◆ Set exercise ◆
Spot every line with the word "that" and return it.

◆ Raw records ◆
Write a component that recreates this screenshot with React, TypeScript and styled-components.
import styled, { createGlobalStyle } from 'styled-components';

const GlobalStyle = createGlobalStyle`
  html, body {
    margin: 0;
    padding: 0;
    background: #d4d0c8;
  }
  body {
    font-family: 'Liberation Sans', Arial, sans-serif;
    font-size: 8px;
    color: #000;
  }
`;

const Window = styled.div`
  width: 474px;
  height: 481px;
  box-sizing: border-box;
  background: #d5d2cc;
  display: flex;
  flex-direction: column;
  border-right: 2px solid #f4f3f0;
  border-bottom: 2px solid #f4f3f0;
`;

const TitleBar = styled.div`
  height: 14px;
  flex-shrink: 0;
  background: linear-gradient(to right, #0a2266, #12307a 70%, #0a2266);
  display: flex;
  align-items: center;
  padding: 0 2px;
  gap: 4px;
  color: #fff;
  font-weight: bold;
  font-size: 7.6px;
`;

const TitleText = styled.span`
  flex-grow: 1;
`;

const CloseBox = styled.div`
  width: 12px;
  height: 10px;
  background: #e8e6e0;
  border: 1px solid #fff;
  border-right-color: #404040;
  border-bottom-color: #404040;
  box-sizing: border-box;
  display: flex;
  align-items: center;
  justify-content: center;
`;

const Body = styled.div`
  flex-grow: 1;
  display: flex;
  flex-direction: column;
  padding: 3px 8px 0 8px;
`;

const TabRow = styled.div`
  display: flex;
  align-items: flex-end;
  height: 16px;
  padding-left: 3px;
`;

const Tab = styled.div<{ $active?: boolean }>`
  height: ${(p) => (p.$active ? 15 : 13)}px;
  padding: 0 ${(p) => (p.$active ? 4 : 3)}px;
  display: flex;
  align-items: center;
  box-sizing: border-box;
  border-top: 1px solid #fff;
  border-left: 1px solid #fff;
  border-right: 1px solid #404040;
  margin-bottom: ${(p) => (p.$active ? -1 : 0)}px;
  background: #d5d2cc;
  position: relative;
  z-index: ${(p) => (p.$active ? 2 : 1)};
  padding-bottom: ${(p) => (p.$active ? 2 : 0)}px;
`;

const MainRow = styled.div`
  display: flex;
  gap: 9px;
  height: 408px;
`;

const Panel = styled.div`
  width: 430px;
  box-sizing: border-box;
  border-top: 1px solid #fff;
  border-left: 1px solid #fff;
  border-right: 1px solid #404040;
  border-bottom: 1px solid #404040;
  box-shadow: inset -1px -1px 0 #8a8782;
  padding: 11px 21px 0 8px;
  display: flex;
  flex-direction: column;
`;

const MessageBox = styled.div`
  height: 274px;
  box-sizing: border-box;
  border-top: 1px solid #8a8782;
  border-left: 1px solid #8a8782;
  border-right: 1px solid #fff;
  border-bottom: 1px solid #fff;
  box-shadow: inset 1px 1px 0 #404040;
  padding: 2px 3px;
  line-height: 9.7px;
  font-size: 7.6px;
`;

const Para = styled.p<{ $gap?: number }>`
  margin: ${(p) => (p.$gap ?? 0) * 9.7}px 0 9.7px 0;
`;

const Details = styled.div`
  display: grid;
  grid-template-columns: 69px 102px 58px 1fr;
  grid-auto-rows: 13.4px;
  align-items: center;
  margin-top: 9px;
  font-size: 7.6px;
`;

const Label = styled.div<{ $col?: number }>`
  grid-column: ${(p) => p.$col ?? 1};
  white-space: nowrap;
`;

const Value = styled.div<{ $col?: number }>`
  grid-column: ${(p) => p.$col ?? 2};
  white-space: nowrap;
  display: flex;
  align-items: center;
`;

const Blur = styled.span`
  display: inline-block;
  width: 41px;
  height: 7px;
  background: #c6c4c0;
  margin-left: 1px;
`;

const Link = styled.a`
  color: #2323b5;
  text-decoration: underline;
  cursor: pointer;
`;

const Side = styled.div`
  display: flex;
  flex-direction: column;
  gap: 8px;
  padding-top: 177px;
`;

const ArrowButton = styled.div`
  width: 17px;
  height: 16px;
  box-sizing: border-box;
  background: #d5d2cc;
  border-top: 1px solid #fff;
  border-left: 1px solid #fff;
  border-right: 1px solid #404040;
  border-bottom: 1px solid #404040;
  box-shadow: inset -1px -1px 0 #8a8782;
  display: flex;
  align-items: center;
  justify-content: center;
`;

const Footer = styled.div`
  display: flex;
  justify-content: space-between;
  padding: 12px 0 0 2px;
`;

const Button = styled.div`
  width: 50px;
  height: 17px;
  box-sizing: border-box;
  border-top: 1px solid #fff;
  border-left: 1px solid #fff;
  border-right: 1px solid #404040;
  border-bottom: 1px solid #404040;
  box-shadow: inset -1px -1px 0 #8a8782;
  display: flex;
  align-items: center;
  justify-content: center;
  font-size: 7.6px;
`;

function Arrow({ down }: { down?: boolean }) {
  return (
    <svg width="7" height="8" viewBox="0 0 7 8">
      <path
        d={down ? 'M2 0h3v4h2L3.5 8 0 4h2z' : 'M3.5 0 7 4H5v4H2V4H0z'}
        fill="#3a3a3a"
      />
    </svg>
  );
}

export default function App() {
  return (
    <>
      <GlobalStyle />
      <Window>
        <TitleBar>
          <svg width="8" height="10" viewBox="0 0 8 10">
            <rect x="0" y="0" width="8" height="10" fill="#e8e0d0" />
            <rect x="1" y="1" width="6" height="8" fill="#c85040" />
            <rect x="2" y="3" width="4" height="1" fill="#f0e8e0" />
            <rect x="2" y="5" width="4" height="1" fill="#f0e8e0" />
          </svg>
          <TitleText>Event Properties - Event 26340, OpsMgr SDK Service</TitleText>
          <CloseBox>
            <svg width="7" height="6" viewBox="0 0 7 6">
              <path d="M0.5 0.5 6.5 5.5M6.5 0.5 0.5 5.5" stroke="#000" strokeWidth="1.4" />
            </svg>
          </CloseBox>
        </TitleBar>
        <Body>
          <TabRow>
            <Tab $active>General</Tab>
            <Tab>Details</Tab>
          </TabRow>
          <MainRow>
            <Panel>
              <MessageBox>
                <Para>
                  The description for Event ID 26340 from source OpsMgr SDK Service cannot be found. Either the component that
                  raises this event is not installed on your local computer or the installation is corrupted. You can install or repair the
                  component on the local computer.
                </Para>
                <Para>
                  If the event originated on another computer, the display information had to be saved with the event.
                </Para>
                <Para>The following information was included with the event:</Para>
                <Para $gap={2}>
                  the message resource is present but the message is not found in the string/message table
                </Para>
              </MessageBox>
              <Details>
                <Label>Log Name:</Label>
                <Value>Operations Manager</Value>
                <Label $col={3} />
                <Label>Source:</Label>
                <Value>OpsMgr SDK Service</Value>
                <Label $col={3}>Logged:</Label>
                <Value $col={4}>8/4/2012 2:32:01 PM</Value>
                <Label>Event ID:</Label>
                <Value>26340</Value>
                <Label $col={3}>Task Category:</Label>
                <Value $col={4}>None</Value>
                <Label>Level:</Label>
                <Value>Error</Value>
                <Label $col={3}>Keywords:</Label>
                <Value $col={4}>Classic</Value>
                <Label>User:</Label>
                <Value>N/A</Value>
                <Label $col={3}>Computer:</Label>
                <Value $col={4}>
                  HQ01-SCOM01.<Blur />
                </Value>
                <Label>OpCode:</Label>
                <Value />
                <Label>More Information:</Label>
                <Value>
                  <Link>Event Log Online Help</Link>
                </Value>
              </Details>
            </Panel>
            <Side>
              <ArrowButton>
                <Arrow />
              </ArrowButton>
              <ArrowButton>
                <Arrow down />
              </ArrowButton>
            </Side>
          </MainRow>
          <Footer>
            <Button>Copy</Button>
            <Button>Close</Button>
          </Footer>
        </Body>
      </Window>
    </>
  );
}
* * *
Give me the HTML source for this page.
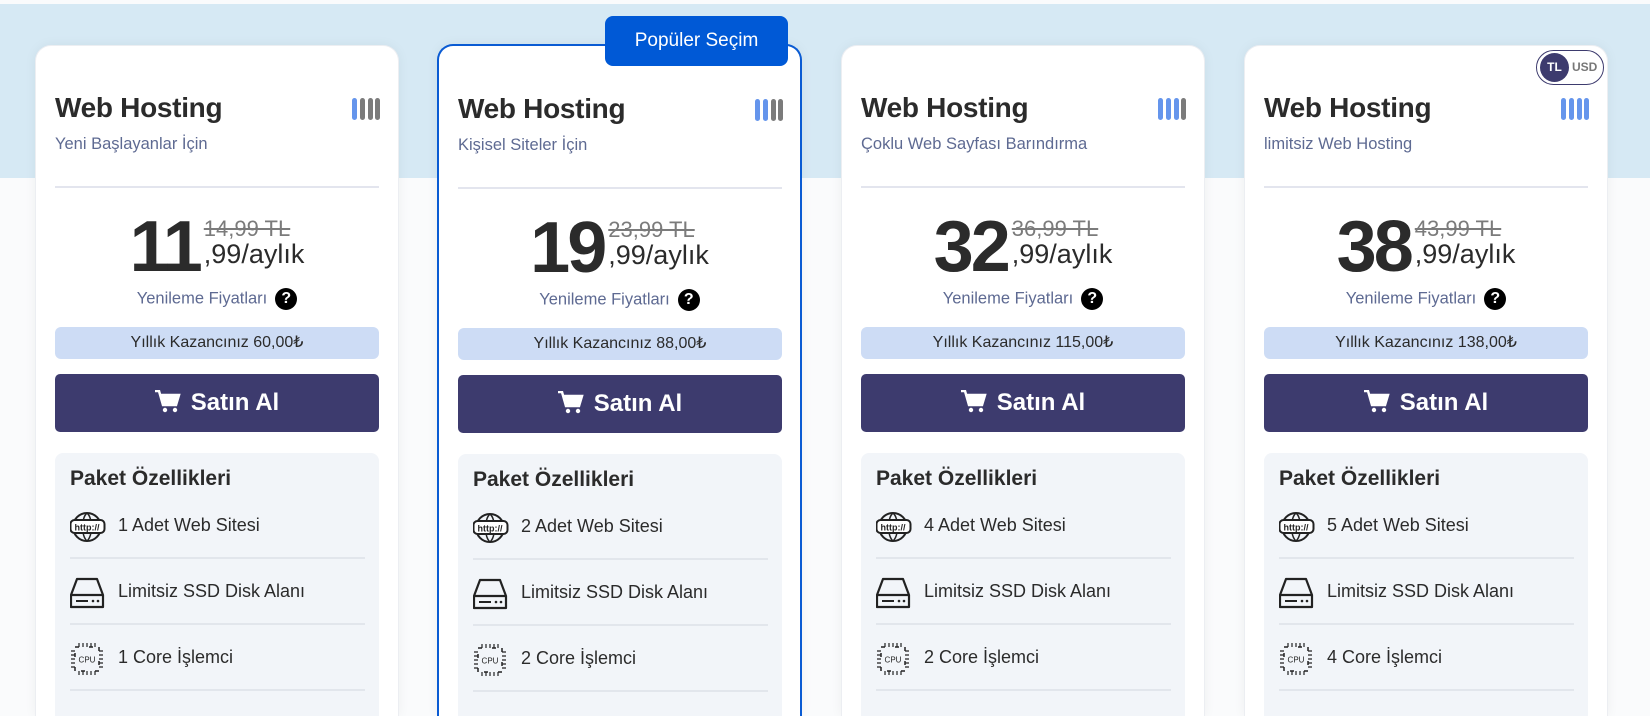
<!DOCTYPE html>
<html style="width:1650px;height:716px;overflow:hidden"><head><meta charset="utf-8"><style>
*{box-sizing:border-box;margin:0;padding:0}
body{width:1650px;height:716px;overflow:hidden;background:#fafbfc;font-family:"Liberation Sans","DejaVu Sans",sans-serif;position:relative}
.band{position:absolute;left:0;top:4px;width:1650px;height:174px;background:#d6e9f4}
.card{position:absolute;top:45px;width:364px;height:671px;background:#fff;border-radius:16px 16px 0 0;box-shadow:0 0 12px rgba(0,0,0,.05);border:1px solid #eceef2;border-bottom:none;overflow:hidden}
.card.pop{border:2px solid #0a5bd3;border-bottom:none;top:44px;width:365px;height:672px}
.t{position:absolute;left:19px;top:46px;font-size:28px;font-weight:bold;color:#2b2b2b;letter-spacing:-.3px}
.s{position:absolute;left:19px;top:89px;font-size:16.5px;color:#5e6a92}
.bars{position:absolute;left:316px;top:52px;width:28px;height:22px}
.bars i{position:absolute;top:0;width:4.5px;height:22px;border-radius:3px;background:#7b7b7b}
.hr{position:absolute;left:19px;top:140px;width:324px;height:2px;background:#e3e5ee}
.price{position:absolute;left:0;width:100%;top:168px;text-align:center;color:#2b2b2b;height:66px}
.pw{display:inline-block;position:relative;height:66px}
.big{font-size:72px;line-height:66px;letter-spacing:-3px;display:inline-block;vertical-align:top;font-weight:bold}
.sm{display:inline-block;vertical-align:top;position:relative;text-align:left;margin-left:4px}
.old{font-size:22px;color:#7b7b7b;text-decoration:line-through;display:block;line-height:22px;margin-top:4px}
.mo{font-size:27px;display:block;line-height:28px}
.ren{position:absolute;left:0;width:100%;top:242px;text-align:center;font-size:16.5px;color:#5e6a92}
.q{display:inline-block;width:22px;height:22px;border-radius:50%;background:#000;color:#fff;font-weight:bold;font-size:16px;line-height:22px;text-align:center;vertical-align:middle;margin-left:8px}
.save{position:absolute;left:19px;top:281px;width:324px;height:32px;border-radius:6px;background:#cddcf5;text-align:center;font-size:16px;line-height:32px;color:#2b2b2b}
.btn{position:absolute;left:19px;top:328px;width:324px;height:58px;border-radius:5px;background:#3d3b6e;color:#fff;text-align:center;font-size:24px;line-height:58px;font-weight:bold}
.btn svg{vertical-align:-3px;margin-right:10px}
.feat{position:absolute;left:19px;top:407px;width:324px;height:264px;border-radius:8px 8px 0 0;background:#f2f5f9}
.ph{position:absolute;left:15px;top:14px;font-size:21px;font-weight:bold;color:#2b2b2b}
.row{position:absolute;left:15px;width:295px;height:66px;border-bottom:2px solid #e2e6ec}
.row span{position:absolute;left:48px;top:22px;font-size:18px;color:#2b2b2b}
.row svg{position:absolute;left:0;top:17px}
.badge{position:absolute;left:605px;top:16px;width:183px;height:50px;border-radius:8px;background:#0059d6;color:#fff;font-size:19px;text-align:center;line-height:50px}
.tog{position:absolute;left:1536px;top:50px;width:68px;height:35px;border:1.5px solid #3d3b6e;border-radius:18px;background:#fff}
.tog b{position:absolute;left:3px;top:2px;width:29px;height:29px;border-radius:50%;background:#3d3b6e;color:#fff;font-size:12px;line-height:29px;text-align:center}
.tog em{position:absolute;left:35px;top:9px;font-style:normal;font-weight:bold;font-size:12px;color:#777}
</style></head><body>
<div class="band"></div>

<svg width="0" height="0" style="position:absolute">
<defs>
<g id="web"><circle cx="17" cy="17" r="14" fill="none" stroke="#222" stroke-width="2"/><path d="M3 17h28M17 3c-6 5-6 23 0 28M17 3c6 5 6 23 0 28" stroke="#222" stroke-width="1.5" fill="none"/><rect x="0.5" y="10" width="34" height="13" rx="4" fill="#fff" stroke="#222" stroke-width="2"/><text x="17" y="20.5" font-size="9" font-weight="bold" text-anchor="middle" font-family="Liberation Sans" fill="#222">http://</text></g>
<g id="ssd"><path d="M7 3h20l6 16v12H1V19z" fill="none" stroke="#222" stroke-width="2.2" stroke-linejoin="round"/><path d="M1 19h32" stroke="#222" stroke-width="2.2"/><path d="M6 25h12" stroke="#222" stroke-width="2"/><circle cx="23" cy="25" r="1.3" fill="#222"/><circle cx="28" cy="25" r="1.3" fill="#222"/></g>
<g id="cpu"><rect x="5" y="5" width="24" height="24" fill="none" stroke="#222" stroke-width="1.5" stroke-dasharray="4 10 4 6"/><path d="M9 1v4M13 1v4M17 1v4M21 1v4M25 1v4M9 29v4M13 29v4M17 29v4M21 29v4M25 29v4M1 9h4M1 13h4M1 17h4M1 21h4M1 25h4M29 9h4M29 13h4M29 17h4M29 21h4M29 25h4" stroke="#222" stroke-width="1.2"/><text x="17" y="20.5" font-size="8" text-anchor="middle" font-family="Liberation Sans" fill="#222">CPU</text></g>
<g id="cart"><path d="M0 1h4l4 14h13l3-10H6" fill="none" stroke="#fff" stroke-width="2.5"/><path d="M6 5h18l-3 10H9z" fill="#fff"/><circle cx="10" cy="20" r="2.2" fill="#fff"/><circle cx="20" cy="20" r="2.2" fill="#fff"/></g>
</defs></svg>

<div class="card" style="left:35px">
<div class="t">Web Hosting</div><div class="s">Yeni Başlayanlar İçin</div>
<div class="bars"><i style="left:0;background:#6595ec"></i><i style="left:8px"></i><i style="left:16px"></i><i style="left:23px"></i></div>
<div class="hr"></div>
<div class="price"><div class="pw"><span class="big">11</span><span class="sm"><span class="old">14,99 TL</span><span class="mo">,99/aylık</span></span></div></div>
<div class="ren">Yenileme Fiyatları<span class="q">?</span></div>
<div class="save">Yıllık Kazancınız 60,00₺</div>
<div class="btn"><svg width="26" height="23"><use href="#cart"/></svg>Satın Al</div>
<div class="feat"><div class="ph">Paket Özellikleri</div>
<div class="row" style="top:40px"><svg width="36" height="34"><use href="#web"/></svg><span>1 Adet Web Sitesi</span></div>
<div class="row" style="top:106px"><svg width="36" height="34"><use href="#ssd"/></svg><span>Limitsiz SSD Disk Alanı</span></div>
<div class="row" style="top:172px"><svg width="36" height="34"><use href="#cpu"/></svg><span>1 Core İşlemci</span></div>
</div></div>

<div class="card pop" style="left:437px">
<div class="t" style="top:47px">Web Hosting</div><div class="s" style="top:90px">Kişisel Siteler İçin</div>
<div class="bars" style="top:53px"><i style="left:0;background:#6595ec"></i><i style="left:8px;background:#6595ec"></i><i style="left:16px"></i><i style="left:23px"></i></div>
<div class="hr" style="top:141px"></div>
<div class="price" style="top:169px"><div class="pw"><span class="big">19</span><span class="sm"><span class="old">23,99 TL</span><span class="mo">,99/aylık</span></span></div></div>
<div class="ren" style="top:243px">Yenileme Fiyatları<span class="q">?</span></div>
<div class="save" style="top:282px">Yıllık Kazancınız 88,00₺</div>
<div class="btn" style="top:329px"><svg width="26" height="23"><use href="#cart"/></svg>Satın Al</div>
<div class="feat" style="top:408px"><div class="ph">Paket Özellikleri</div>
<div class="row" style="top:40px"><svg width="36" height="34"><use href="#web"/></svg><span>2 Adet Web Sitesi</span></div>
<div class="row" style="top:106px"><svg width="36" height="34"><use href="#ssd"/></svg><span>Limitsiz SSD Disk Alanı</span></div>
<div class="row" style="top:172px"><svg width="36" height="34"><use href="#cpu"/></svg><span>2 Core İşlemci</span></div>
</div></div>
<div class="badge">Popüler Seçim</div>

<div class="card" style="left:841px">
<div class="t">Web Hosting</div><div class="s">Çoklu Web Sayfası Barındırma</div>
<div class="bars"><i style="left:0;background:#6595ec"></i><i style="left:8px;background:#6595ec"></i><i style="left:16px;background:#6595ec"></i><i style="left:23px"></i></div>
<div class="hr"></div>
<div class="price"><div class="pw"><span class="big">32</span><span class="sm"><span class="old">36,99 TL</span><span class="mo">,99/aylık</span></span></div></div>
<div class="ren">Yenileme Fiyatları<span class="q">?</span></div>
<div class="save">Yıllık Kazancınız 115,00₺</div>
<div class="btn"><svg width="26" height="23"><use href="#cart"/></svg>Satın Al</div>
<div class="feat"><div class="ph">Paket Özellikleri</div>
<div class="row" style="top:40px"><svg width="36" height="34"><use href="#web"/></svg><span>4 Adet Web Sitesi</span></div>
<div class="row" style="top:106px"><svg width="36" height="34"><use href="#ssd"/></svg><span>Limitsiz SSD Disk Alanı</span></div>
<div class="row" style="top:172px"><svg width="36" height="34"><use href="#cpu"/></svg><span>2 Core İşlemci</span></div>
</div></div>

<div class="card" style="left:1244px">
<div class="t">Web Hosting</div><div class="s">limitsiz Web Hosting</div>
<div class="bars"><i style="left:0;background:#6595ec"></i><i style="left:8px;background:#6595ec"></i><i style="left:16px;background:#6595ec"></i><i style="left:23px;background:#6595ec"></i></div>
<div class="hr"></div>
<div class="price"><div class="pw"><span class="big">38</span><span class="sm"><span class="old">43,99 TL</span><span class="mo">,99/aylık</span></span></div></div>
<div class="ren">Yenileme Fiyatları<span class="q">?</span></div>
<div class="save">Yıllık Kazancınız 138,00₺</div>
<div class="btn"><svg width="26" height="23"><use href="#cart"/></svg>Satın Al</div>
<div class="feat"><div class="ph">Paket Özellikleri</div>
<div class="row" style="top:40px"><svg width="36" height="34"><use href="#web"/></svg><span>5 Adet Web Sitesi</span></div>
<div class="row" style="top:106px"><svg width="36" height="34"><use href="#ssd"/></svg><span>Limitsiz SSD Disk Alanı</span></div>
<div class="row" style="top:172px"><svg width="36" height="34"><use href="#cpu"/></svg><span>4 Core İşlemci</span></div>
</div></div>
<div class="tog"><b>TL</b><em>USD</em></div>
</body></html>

◆ Result ◆
Write a component that recreates this screenshot with React, TypeScript and styled-components.
                  The description for Event ID 26340 from source OpsMgr SDK Service cannot be found. Either the component that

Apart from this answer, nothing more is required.